Privado: 50 anos entre Deus e o Diabo

Privado: 50 anos entre Deus e o Diabo

Franthiesco Ballerini

O filme já estava praticamente pronto quando os militares depuseram o presidente João Goulart e instauraram uma ditadura militar, em 31 de março de 1964, iniciando uma era de ausência de liberdade de expressão, torturas etc. Mas para a sorte do então jovem cineasta Glauber Rocha, o Ato Institucional Número 5 – que calaria de vez as vozes dissidentes – só viria quatro anos depois. Graças a esse finzinho de liberdade, Deus e o Diabo na Terra do Sol pôde estrear há 50 anos, se transformando no filme mais emblemático do Cinema Novo.

O segundo longa de Glauber – o primeiro fora Barravento (1962) – foi a melhor tradução audiovisual até hoje da proposta de um movimento que, nos congressos de cinema nos anos 1950, deu seus primeiros passos com os filmes de forte influência neorrealista de Nelson Pereira dos Santos (Rio 40 Graus e Rio Zona Norte) e, posteriormente, com as problemáticas nacionais que tão fortemente foram discutidas pelos cineastas até o final dos anos 1960.
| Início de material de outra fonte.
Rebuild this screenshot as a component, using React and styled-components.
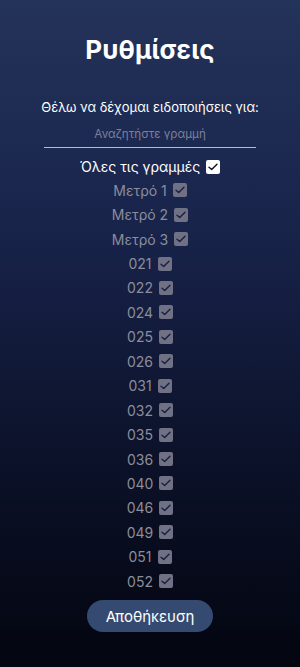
import React, { useState } from "react";
import styled, { createGlobalStyle } from "styled-components";

const Global = createGlobalStyle`
  html, body { margin: 0; padding: 0; }
  body { background: #03050f; font-family: Inter, "Noto Sans", sans-serif; }
  * { box-sizing: border-box; }
`;

const Screen = styled.div`
  min-height: 667px;
  width: 300px;
  background: linear-gradient(180deg, #24335a 0%, #18234a 35%, #0b1128 70%, #03050f 100%);
  display: flex;
  flex-direction: column;
  align-items: center;
  padding-top: 34px;
`;

const Title = styled.h1`
  margin: 0;
  font-size: 26px;
  line-height: 32px;
  font-weight: 700;
  color: #ffffff;
  letter-spacing: 0.1px;
`;

const Subtitle = styled.p`
  margin: 32px 0 0;
  font-size: 13px;
  line-height: 18px;
  color: #ffffff;
`;

const Search = styled.input`
  margin-top: 7px;
  width: 212px;
  height: 25px;
  background: transparent;
  border: none;
  border-bottom: 1.5px solid #b9bad2;
  text-align: center;
  font-family: Inter, "Noto Sans", sans-serif;
  font-size: 11.7px;
  color: #ffffff;
  outline: none;
  padding: 0 0 3px;
  &::placeholder { color: #7b809a; }
`;

const List = styled.div`
  margin-top: 7px;
  display: flex;
  flex-direction: column;
  align-items: center;
`;

const Row = styled.label`
  display: flex;
  align-items: center;
  justify-content: center;
  gap: 6px;
  height: ${p => (p.$all ? "23px" : "24.45px")};
  font-size: 14px;
  color: ${p => (p.$all ? "#ffffff" : "#8b8d9b")};
  cursor: pointer;
`;

const Box = styled.span`
  width: 14px;
  height: 14px;
  border-radius: 2px;
  background: ${p => (p.$all ? "#ffffff" : "#707184")};
  display: inline-flex;
  align-items: center;
  justify-content: center;
`;

const Button = styled.button`
  margin-top: 7px;
  width: 126px;
  height: 32px;
  border: none;
  border-radius: 16px;
  background: #354a70;
  color: #ffffff;
  font-family: Inter, "Noto Sans", sans-serif;
  font-size: 15px;
  cursor: pointer;
`;

const Check = ({ all }) => (
  <Box $all={all}>
    <svg width="10" height="8" viewBox="0 0 10 8" fill="none">
      <path d="M1 4.2 L3.7 6.6 L9 1.2" stroke={all ? "#0d1228" : "#1a2040"} strokeWidth="1.4" strokeLinecap="round" strokeLinejoin="round" />
    </svg>
  </Box>
);

const lines = ["Μετρό 1", "Μετρό 2", "Μετρό 3", "021", "022", "024", "025", "026", "031", "032", "035", "036", "040", "046", "049", "051", "052"];

export default function App() {
  const [q, setQ] = useState("");
  return (
    <>
      <Global />
      <Screen>
        <Title>Ρυθμίσεις</Title>
        <Subtitle>Θέλω να δέχομαι ειδοποιήσεις για:</Subtitle>
        <Search placeholder="Αναζητήστε γραμμή" value={q} onChange={e => setQ(e.target.value)} />
        <List>
          <Row $all>
            Όλες τις γραμμές <Check all />
          </Row>
          {lines.map(l => (
            <Row key={l}>
              {l} <Check />
            </Row>
          ))}
        </List>
        <Button>Αποθήκευση</Button>
      </Screen>
    </>
  );
}
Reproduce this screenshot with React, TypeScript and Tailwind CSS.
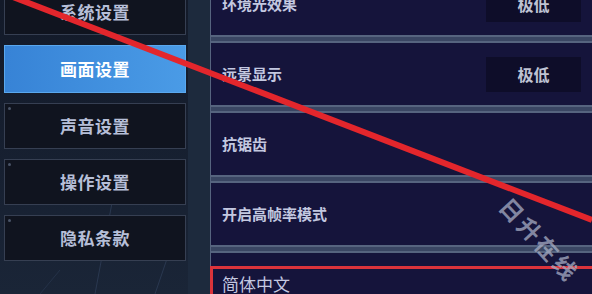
import React from 'react'

const font = { fontFamily: '"Noto Sans CJK SC", "Noto Sans", sans-serif' }

const menu = ['系统设置', '画面设置', '声音设置', '操作设置', '隐私条款']

interface Row {
  label: string
  value?: string
}

const rows: Row[] = [
  { label: '环境光效果', value: '极低' },
  { label: '远景显示', value: '极低' },
  { label: '抗锯齿' },
  { label: '开启高帧率模式' },
]

function SideButton({ label, active }: { label: string; active: boolean }) {
  if (active) {
    return (
      <div className="h-[48px] w-[182px] flex items-center justify-center bg-gradient-to-r from-[#3783d6] to-[#4a9be6] border border-[#5aa8ee]">
        <span className="text-[17px] font-bold text-white tracking-[0.5px]">{label}</span>
      </div>
    )
  }
  return (
    <div className="relative h-[46px] w-[182px] flex items-center justify-center bg-[#10141f] border border-[#363f52]">
      <span className="absolute left-[3px] top-[3px] w-[3px] h-[3px] rounded-full bg-[#4a5468]" />
      <span className="text-[17px] font-bold text-[#b6bfd8] tracking-[0.5px]">{label}</span>
    </div>
  )
}

function Separator() {
  return <div className="h-[8px] bg-[#3a4663] border-y-2 border-[#56647f]" />
}

function SettingRow({ row }: { row: Row }) {
  return (
    <div className="h-[62px] flex items-center justify-between pl-[11px] pr-[11px]">
      <span className="text-[15px] font-bold text-[#c3c8e0]">{row.label}</span>
      {row.value && (
        <div className="w-[95px] h-[35px] bg-[#0e0d29] flex items-center justify-center">
          <span className="text-[16px] font-bold text-[#bfc3d3]">{row.value}</span>
        </div>
      )}
    </div>
  )
}

export default function App() {
  return (
    <div className="relative w-[592px] h-[294px] overflow-hidden flex bg-[#15143b]" style={font}>
      {/* Menu lateral */}
      <div className="relative w-[210px] h-full flex bg-gradient-to-b from-[#131a29] to-[#1a2537]">
        <svg className="absolute inset-0" width="210" height="294">
          <line x1="120" y1="160" x2="95" y2="294" stroke="#2a3850" strokeWidth="1" />
          <line x1="170" y1="250" x2="155" y2="294" stroke="#2a3850" strokeWidth="1" />
          <line x1="60" y1="270" x2="40" y2="294" stroke="#243248" strokeWidth="1" />
        </svg>
        <div className="relative flex flex-col gap-[10px] ml-[4px] mt-[-11px]">
          {menu.map((m, i) => (
            <SideButton key={m} label={m} active={i === 1} />
          ))}
        </div>
        <div className="relative ml-auto w-[22px] h-full bg-[#1d2a3d]" />
      </div>

      {/* Panneau principal */}
      <div className="flex-1 h-full flex flex-col border-l border-[#56647f] bg-[#15143b]">
        <div className="flex flex-col mt-[-27px]">
          {rows.map(r => (
            <React.Fragment key={r.label}>
              <SettingRow row={r} />
              <Separator />
            </React.Fragment>
          ))}
        </div>
        <div className="mt-[13px] flex-1 border-t-[3px] border-l-[3px] border-[#dc333b] ml-[-1px] pl-[9px] pt-[2px]">
          <span className="text-[17px] text-[#c4c8e0]">简体中文</span>
        </div>
      </div>

      {/* Trait rouge */}
      <svg className="absolute inset-0 pointer-events-none" width="592" height="294">
        <line x1="0" y1="-8" x2="592" y2="220" stroke="#e3262c" strokeWidth="6" />
      </svg>

      {/* Filigrane */}
      <div className="absolute left-[488px] top-[222px] rotate-[47deg] origin-center text-[23px] font-bold tracking-[3px] text-[#a7adc4]/75 whitespace-nowrap">
        日升在线
      </div>
    </div>
  )
}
Há 50 anos, Deus e o Diabo na Terra do Sol seria também indicado à Palma de Ouro no Festival de Cannes, onde, três anos depois, Glauber receberia o prêmio da crítica internacional com Terra em transe (1967). Mas embora Terra em transe tenha sido seu filme mais premiado internacionalmente, foi Deus e o Diabo quem melhor traduziu a proposta de um movimento que influencia até hoje cineastas brasileiros, o cinema português e diretores de países de língua portuguesa na África. Seus filmes influenciaram inclusive a nova geração de cineastas dos Estados Unidos – os movie bratz dos anos 1960 que estavam ressuscitando Hollywood, como é o caso de Martin Scorsese, adorador das obras de Glauber a ponto de adquirir os direitos de restauração de três dos seus filmes.
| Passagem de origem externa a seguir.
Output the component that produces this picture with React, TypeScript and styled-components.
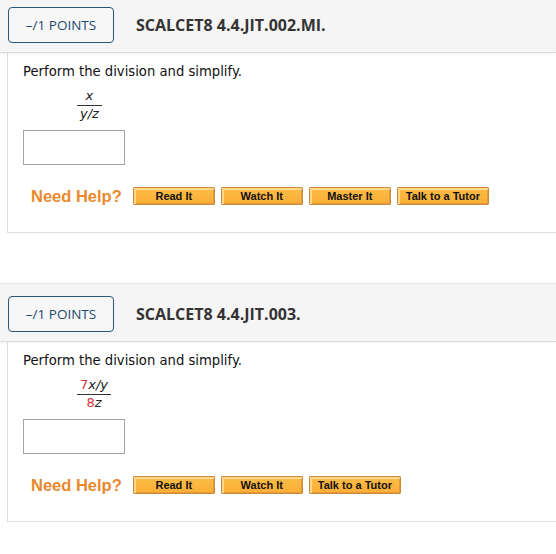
import styled, { createGlobalStyle } from "styled-components";

const GlobalStyle = createGlobalStyle`
  html, body {
    margin: 0;
    padding: 0;
    background: #ffffff;
  }
  body {
    font-family: "DejaVu Sans", Verdana, sans-serif;
    overflow: hidden;
  }
`;

type Part = { text: string; red?: boolean };

type Question = {
  id: string;
  numerator: Part[];
  denominator: Part[];
  buttons: string[];
};

const questions: Question[] = [
  {
    id: "SCALCET8 4.4.JIT.002.MI.",
    numerator: [{ text: "x" }],
    denominator: [{ text: "y/z" }],
    buttons: ["Read It", "Watch It", "Master It", "Talk to a Tutor"],
  },
  {
    id: "SCALCET8 4.4.JIT.003.",
    numerator: [{ text: "7", red: true }, { text: "x/y" }],
    denominator: [{ text: "8", red: true }, { text: "z" }],
    buttons: ["Read It", "Watch It", "Talk to a Tutor"],
  },
];

const renderParts = (parts: Part[]) =>
  parts.map((p, i) => (
    <Term key={i} $red={p.red}>
      {p.text}
    </Term>
  ));

export default function App() {
  return (
    <Page>
      <GlobalStyle />
      {questions.map((q) => (
        <Section key={q.id}>
          <Header>
            <Points>–/1 POINTS</Points>
            <Title>{q.id}</Title>
          </Header>
          <Body>
            <Prompt>Perform the division and simplify.</Prompt>
            <Fraction>
              <Numerator>{renderParts(q.numerator)}</Numerator>
              <Denominator>{renderParts(q.denominator)}</Denominator>
            </Fraction>
            <AnswerBox />
            <HelpRow>
              <NeedHelp>Need Help?</NeedHelp>
              {q.buttons.map((b) => (
                <HelpButton key={b}>{b}</HelpButton>
              ))}
            </HelpRow>
          </Body>
        </Section>
      ))}
    </Page>
  );
}

const Page = styled.div`
  display: flex;
  flex-direction: column;
  gap: 50px;
  margin-top: -6px;
`;

const Section = styled.section`
  display: flex;
  flex-direction: column;
`;

const Header = styled.div`
  display: flex;
  align-items: center;
  gap: 22px;
  padding: 12px 8px 9px;
  background: #f5f5f5;
  border-top: 1px solid #e6e6e6;
  border-bottom: 1px solid #dcdcdc;
  box-shadow: 0 1px 2px rgba(0, 0, 0, 0.06);
`;

const Points = styled.div`
  box-sizing: border-box;
  width: 106px;
  height: 36px;
  display: flex;
  align-items: center;
  justify-content: center;
  border: 1.5px solid #2a5577;
  border-radius: 4px;
  background: #f7f7f7;
  color: #1e4a6b;
  font-family: "Open Sans", sans-serif;
  font-size: 13.5px;
`;

const Title = styled.div`
  color: #333333;
  font-family: "Open Sans", sans-serif;
  font-weight: 700;
  font-size: 16px;
`;

const Body = styled.div`
  display: flex;
  flex-direction: column;
  align-items: flex-start;
  margin-left: 7px;
  padding: 11px 15px 26px;
  border-left: 1px solid #dddddd;
  border-bottom: 1px solid #dddddd;
`;

const Prompt = styled.div`
  color: #111111;
  font-size: 13.2px;
  line-height: 16px;
`;

const Fraction = styled.div`
  display: inline-flex;
  flex-direction: column;
  align-items: stretch;
  margin: 9px 0 0 54px;
  font-size: 13px;
  line-height: 14px;
  color: #222222;
  text-align: center;
`;

const Numerator = styled.div`
  padding: 0 3px 2px;
  border-bottom: 1px solid #333333;
`;

const Denominator = styled.div`
  padding: 1px 3px 0;
`;

const Term = styled.span<{ $red?: boolean }>`
  font-style: ${(p) => (p.$red ? "normal" : "oblique")};
  color: ${(p) => (p.$red ? "#d9363e" : "#222222")};
`;

const AnswerBox = styled.div`
  box-sizing: border-box;
  width: 102px;
  height: 35px;
  margin-top: 9px;
  border: 1px solid #a3a3a3;
  background: #ffffff;
`;

const HelpRow = styled.div`
  display: flex;
  align-items: center;
  gap: 6px;
  margin-top: 21px;
  padding-left: 8px;
`;

const NeedHelp = styled.span`
  margin-right: 5px;
  color: #e8892e;
  font-family: "Liberation Sans", Arial, sans-serif;
  font-weight: 700;
  font-size: 16.5px;
  line-height: 20px;
`;

const HelpButton = styled.button`
  box-sizing: border-box;
  min-width: 82px;
  height: 18px;
  padding: 0 8px;
  display: flex;
  align-items: center;
  justify-content: center;
  border: 1px solid #d1883a;
  border-radius: 1px;
  background: linear-gradient(#fcbd48, #fbae35);
  box-shadow: inset 2px 2px 0 #fdd98f, inset -1px -1px 0 #e39a3a;
  color: #111111;
  font-family: "Liberation Sans", Arial, sans-serif;
  font-weight: 700;
  font-size: 11px;
  cursor: pointer;
`;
Deus e o Diabo na Terra do Sol iria instaurar para sempre no cinema brasileiro a Estética da Fome, estilo de linguagem, técnica e narrativa que explorava as mazelas do interiorzão do Brasil e suas razões política (coronelismo), religiosa (crítica feroz ao catolicismo), econômica (dependência externa) e cultural (culto à cultura europeia e norte-americana). Tudo seguindo a premissa do Cinema Novo, muito bem definida pelo próprio Glauber na época, que dizia: “Nós não queremos Eisenstein, Rossellini, Bergman, Fellini, Ford, ninguém. Nosso cinema é novo não por causa da nossa idade (…) nosso cinema é novo porque o homem brasileiro é novo e a problemática do Brasil é nova e nossa luz é nova e por isto nossos filmes nascem diferentes dos cinemas da Europa (…) nossa geração tem consciência: sabe o que deseja. Queremos fazer filmes anti-industriais; queremos fazer filmes de autor, quando o cineasta passa a ser compreendido com os grandes problemas de seu tempo; queremos filmes de combate na hora de combate e filmes para construir um patrimônio cultural”. No entanto, apesar de negar influências externas, tanto o filme quanto o movimento foram fortemente influenciados pelas escolhas temáticas, a fotografia e os enquadramentos do Neorrealismo Italiano, bem como pela Política dos Autores dos franceses da Nouvelle Vague – esta também influenciada pelo próprio Cinema Novo, especialmente Jean-Luc Godard, grande admirador de Glauber.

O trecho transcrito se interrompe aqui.